ITS have been deployed in commercial trucking as well, with the number of pilot projects growing each year. For example, Loblaw and Canadian Tire have recently invested in projects that will automate a small portion of their truck fleet.8 With the growing shortage of commercial truck drivers in North America, more projects are likely to be announced in the coming months.
In the ocean shipping world – which does not depend on the ITS Architecture for road applications – consideration must nevertheless be given to factors such as compatibility and ability to communicate with the ITS used in other modes of transport. The other aspects of the transportation network, including terminals, ports and warehouses, are experiencing their own evolution into the broader application of intelligent systems, and they stand between the ships and the commercial trucks and rail. If all parts of the system do not fit together seamlessly, the growth of intelligent transportation systems throughout the network will no doubt experience more bumps in the road than may be necessary.
All of the above requires ITS to be effective, compatible and adopted into common usage across borders in order to be most beneficial, and it is essential to the smart growth of intelligent transportation networks.
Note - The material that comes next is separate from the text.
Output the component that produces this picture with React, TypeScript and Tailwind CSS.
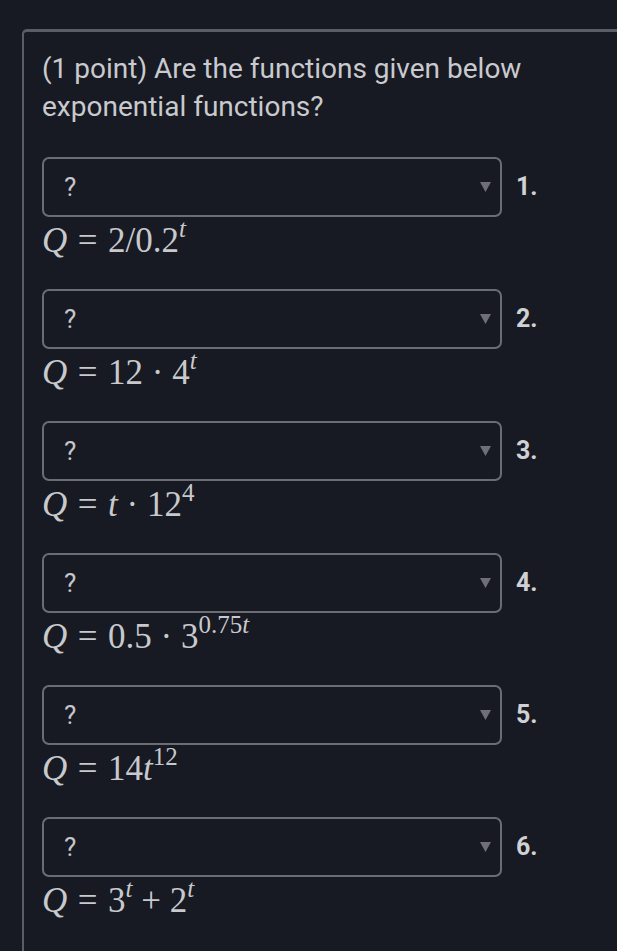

1 Jamie Lederman et. al, “Fault-y_Reasoning: Navigating the Liability Terrain in Intelligent Transportation Systems” (2016) Public Works Management & Policy at 21(1) 5-27; Alndra Labs, “What is Intelligent transportation system (ITS): Applications and Examples”, accessed April 23, 2021.
2 Lederman, Ibid.
3 Barry B Sookman, Computer, Internet and Electronic Commerce Law, (Toronto: Thomson Reuters Canada, 1988, loose-leaf), Preface. Online: WestlawNext Canada.
5 ITS Architecture for Canada, accessed April 23, 2021.
7 What's New in ARC-IT, accessed April 23, 2021.